The package substrate designing approach according to the present invention can take account of position information of the circuit that handles the minute signal of the LSI chip, and is useful as the measure to reduce noises.

Claims

1. A semiconductor device, comprising:

a package substrate, having a plurality of vias and executing input/output of signals into/from an external device; and

an LSI chip, arranged on the package substrate in a flipped condition;

wherein the LSI chip has a plurality of circuit blocks and a plurality of input/output pads to input/output signals into/from the package substrate; and

substrate wirings to connect the input/output pads and the vias on the package substrate are wired to detour an area that opposes to a predetermined circuit block out of the plurality of circuit blocks.

2. The semiconductor device according to claim 1, wherein the predetermined circuit block is an analog circuit block to output an analog signal.

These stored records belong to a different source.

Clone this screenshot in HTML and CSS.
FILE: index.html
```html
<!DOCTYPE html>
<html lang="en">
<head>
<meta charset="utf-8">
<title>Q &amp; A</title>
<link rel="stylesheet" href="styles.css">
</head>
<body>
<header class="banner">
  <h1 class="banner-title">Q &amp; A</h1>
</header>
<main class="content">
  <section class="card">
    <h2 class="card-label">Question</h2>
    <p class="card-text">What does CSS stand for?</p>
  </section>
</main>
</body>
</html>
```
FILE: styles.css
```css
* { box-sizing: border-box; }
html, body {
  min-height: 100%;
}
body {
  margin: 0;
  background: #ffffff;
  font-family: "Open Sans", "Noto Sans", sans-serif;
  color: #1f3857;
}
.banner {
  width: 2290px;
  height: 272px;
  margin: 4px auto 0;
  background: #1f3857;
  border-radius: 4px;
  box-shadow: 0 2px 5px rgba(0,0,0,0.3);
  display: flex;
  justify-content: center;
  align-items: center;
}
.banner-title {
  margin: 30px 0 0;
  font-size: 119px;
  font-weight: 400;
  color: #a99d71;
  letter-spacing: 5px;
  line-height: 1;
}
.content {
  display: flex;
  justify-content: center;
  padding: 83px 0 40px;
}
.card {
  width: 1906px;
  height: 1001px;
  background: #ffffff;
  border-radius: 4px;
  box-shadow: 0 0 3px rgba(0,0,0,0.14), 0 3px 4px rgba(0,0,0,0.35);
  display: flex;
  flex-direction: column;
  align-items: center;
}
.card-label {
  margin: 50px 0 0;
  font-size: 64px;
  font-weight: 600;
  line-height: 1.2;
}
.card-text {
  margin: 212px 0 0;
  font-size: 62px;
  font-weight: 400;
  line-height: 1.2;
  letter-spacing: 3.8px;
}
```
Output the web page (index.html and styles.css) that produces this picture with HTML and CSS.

3. The semiconductor device according to claim 1, wherein the predetermined circuit block is a memory block to store data.

4. A substrate wiring designing method of connecting a package substrate, which executes input/output of signals into/from an external device, and an LSI chip, which is arranged on the package substrate in a flipped condition, via substrate wirings on the package substrate, comprising the steps of:

defining previously any area in the LSI chip as a wiring inhibit area; and

providing the substrate wirings to detour the wiring inhibit area.